Molecular structural formulas as one-electron density and Hamiltonian operators: The VIF method extended

The valency interaction formula (VIF) method is given a broader and more general interpretation in which these simple molecular structural formulas implicitly include all overlaps between valence atomic orbitals even for interactions not drawn in the VIF picture. This applies for VIF pictures as one-electron Hamiltonian operators as well as VIF pictures as one-electron density operators that constitute a new implementation of the VIF method simpler in its application and more accurate in its results than previous approaches. A procedure for estimating elements of the effective charge density-bond order matrix, P_μv, from electron configurations in atoms is presented, and it is shown how these lead to loop and line constants in the VIF picture. From these structural formulas, one finds the number of singly, doubly, and unoccupied molecular orbitals, as well as the number of molecular orbitals with energy lower, equal, and higher than - 1/2E_h, the negative of the hydrogen atom's ionization energy. The VIF results for water are in qualitative agreement with MP2/6311++G3df3pd, MO energy levels where the simple VIF for water presented in the earlier literature does not agree with computed energy levels. The method presented here gives the simplest accurate VIF pictures for hydrocarbons. It is shown how VIF can be used to predict thermal barriers to chemical reactions. Insertion of singlet carbene into H₂ is given as an example. VIF pictures as one-electron density operators describe the ground-state multiplicities of B₂, N₂, and O₂ molecules and as one-electron Hamiltonian operators give the correct electronegativity trend across period two.

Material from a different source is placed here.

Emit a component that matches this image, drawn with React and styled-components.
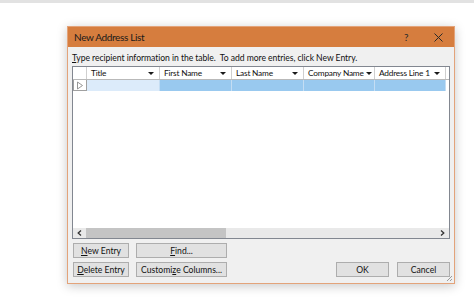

Previous implementations of VIF do not indicate singly occupied molecular orbitals directly from the pictorial VIF rules for these examples. The direct comparison between structural formulas that represent electron density and those that represent energy is supported by comparison of a simple electronegativity scale, χ_D = N/n ², with well-known electronegativity scales of Pauling, Mulliken, and Allen. This scale comes from the method used to calculate P_μμ for sp³ hybridized period-two elements and is comparable to electronegativity because it has the same form as (1/r) for hydrogenic orbitals. It therefore provides a physical basis for the representation of one electron density and Hamiltonian operators by the same VIF picture.